What the new World Bank President should do on REDD
Earlier this week, the World Bank’s Executive Directors chose a new president. For the 12th time in its history, the World Bank will have a US citizen as its president. No surprises there, then.
But the choice of Jim Yong Kim could bring some surprises at the World Bank. Mark Weisbrot of the Center for Economic and Policy Research told BBC News that, “There’s just no comparison between him and any of the prior World Bank presidents.”
“The others were political insiders. They spent most of their lives getting rich or becoming politically powerful, or worse. Kim, by contrast, has spent most of his life trying to improve the lives of poor people.”
In 1987, Kim co-founded Partners in Health, a non-profit organisation that provides health care to poor communities. In 2000, he co-edited a book titled, “Dying for Growth”. When Kim takes up his new job in July 2012, he will be the first World Bank President to have written something that Noam Chomsky described as “poignant, vivid, and highly informative” and “a thoughtful and compelling call to action”.
Jim Yong Kim has said that he will “seek a new alignment of the World Bank Group” to prioritise “evidence-based solutions over ideology”. In an interview with the BBC, he said that the World Bank “has to think about how it can engage in problems such as climate change”. The first test of whether Kim is serious about this will be whether he signs off on a World Bank loan for a huge coal-fired power plant in Kosovo.
Then, there’s the Bank’s role in REDD.
Kim is currently President of Dartmouth College. He could do worse than read the analysis produced in December 2010 by the Climate Justice Research Project at Dartmouth College. It’s a top ten list of what’s wrong with REDD, particularly the market-based variety.
The World Bank’s REDD programme is currently based on ideology over evidence-based solutions. It’s based on REDD as a carbon trading mechanism. The World Bank employs 200 staff working on carbon markets.
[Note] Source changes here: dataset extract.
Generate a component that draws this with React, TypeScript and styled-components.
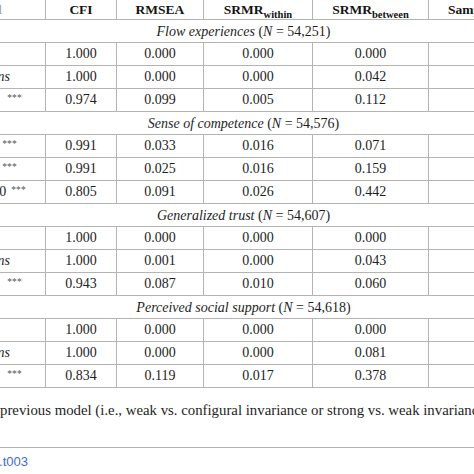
import React from "react";
import styled, { createGlobalStyle } from "styled-components";

const Global = createGlobalStyle`
  html, body {
    margin: 0;
    padding: 0;
    background: #ffffff;
    overflow: hidden;
    width: 474px;
    height: 474px;
  }
  #root {
    width: 474px;
    height: 474px;
    overflow: hidden;
  }
`;

const LINE = "#b4b4b4";
const COLS = "102px 71px 87px 109px 116px 114px";

const Page = styled.div`
  width: 474px;
  height: 474px;
  overflow: hidden;
  font-family: "Liberation Serif", "Times New Roman", serif;
  color: #1e1e1e;
`;

const Table = styled.div`
  margin-left: -56px;
  width: 599px;
  display: flex;
  flex-direction: column;
`;

const Row = styled.div<{ $h: number }>`
  display: grid;
  grid-template-columns: ${COLS};
  height: ${(p) => p.$h}px;
  box-sizing: border-box;
  border-bottom: 1px solid ${LINE};
`;

const Cell = styled.div`
  box-sizing: border-box;
  border-right: 1px solid ${LINE};
  display: flex;
  align-items: center;
  justify-content: center;
  font-size: 14px;
  white-space: nowrap;
  overflow: hidden;
  &:last-child {
    border-right: none;
  }
`;

const HeadCell = styled(Cell)<{ $start?: boolean }>`
  font-weight: bold;
  font-size: 13.5px;
  color: #141414;
  justify-content: ${(p) => (p.$start ? "flex-start" : "center")};
  padding-left: ${(p) => (p.$start ? "19px" : "0")};
`;

const Sub = styled.sub`
  font-size: 10.5px;
  vertical-align: -4px;
  line-height: 0;
`;

const LabelCell = styled(Cell)<{ $trail: number }>`
  justify-content: flex-end;
  padding-right: ${(p) => p.$trail}px;
`;

const HeadLabel = styled(LabelCell)`
  color: #9a9a9a;
  font-size: 13px;
`;

const LabelText = styled.span`
  white-space: nowrap;
`;

const Mark = styled.sup<{ $gap: number }>`
  font-size: 9.5px;
  line-height: 0;
  vertical-align: 3px;
  color: #555;
  letter-spacing: 0.2px;
  margin-left: ${(p) => p.$gap}px;
`;

const Ns = styled.i`
  font-style: italic;
  margin-left: 8px;
`;

const SectionRow = styled.div`
  height: 23px;
  box-sizing: border-box;
  border-bottom: 1px solid ${LINE};
  display: flex;
  align-items: center;
  justify-content: center;
  font-size: 14px;
  white-space: nowrap;
  padding-top: 1px;
`;

const It = styled.i`
  font-style: italic;
`;

const Footnote = styled.div`
  margin-top: 12px;
  height: 48px;
  box-sizing: border-box;
  border-bottom: 1px solid ${LINE};
  font-size: 14.8px;
  line-height: 20px;
  white-space: nowrap;
  overflow: hidden;
  color: #1e1e1e;
`;

const LinkRow = styled.div`
  width: 28px;
  height: 25px;
  display: flex;
  justify-content: flex-end;
  align-items: center;
  overflow: visible;
  padding-top: 1px;
`;

const Link = styled.a`
  font-family: "Liberation Sans", Arial, sans-serif;
  font-size: 13px;
  color: #3f6ad8;
  text-decoration: none;
  white-space: nowrap;
`;

type DataRow = {
  label: React.ReactNode;
  trail: number;
  cfi: string;
  rmsea: string;
  within: string;
  between: string;
};

type Section = { title: string; n: string; rows: DataRow[] };

const stars = (gap: number) => <Mark $gap={gap}>***</Mark>;

const sections: Section[] = [
  {
    title: "Flow experiences",
    n: "54,251",
    rows: [
      { label: <>Configural invariance</>, trail: 50, cfi: "1.000", rmsea: "0.000", within: "0.000", between: "0.000" },
      { label: <>Weak invariance<Ns>ns</Ns></>, trail: 35, cfi: "1.000", rmsea: "0.000", within: "0.000", between: "0.042" },
      { label: <>Strong invariance{stars(14)}</>, trail: 23, cfi: "0.974", rmsea: "0.099", within: "0.005", between: "0.112" },
    ],
  },
  {
    title: "Sense of competence",
    n: "54,576",
    rows: [
      { label: <>Configural invariance{stars(6)}</>, trail: 28, cfi: "0.991", rmsea: "0.033", within: "0.016", between: "0.071" },
      { label: <>Weak invariance{stars(6)}</>, trail: 28, cfi: "0.991", rmsea: "0.025", within: "0.016", between: "0.159" },
      { label: <>Strong invariance 10{stars(5)}</>, trail: 19, cfi: "0.805", rmsea: "0.091", within: "0.026", between: "0.442" },
    ],
  },
  {
    title: "Generalized trust",
    n: "54,607",
    rows: [
      { label: <>Configural invariance</>, trail: 50, cfi: "1.000", rmsea: "0.000", within: "0.000", between: "0.000" },
      { label: <>Weak invariance<Ns>ns</Ns></>, trail: 35, cfi: "1.000", rmsea: "0.001", within: "0.000", between: "0.043" },
      { label: <>Strong invariance{stars(14)}</>, trail: 23, cfi: "0.943", rmsea: "0.087", within: "0.010", between: "0.060" },
    ],
  },
  {
    title: "Perceived social support",
    n: "54,618",
    rows: [
      { label: <>Configural invariance</>, trail: 50, cfi: "1.000", rmsea: "0.000", within: "0.000", between: "0.000" },
      { label: <>Weak invariance<Ns>ns</Ns></>, trail: 35, cfi: "1.000", rmsea: "0.000", within: "0.000", between: "0.081" },
      { label: <>Strong invariance{stars(14)}</>, trail: 23, cfi: "0.834", rmsea: "0.119", within: "0.017", between: "0.378" },
    ],
  },
];

export default function App() {
  return (
    <Page>
      <Global />
      <Table>
        <Row $h={20}>
          <HeadLabel $trail={43}>
            <LabelText>Model</LabelText>
          </HeadLabel>
          <HeadCell>CFI</HeadCell>
          <HeadCell>RMSEA</HeadCell>
          <HeadCell>
            <LabelText>
              SRMR<Sub>within</Sub>
            </LabelText>
          </HeadCell>
          <HeadCell>
            <LabelText>
              SRMR<Sub>between</Sub>
            </LabelText>
          </HeadCell>
          <HeadCell $start>Sample size</HeadCell>
        </Row>
        {sections.map((s) => (
          <React.Fragment key={s.title}>
            <SectionRow>
              <LabelText>
                <It>{s.title}</It> (<It>N</It> = {s.n})
              </LabelText>
            </SectionRow>
            {s.rows.map((r, i) => (
              <Row $h={23} key={i}>
                <LabelCell $trail={r.trail}>
                  <LabelText>{r.label}</LabelText>
                </LabelCell>
                <Cell>{r.cfi}</Cell>
                <Cell>{r.rmsea}</Cell>
                <Cell>{r.within}</Cell>
                <Cell>{r.between}</Cell>
                <Cell />
              </Row>
            ))}
          </React.Fragment>
        ))}
      </Table>
      <Footnote>
        previous model (i.e., weak vs. configural invariance or strong vs. weak invariance).
      </Footnote>
      <LinkRow>
        <Link href="#">journal.pone.0000000.t003</Link>
      </LinkRow>
    </Page>
  );
}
As REDD-Monitor has explained repeatedly, carbon offsets do not reduce emissions, they just move them from one place to another. Offsets are also inequitable since the reduction in emissions is counted where the carbon credits are bought, not where they are sold. If Indonesia succeeds in reducing deforestation but finances this through REDD credits, the reduction will not count against the 41% reduction against business as usual that President Susilo Bambang Yudhoyono has promised. If it did, the reduction would be double counted.
So here’s a suggestion for Jim Yong Kim when he takes up his new job in July 2012. Suspend the Forest Carbon Partnership Facility, and instigate a thorough review of all the Bank’s REDD activities, to ensure that Kim’s new organisation’s promotion of REDD is not going to make matters worse for the world’s poor, as his previous organisation suggested it might.
But if Kim plans to retreat from his previously stated anti-neoliberal position (and there are already signs that he may well do so), a better suggestion comes from Patrick Bond. Rather than legitimising a destructive institution, he should tender his resignation immediately.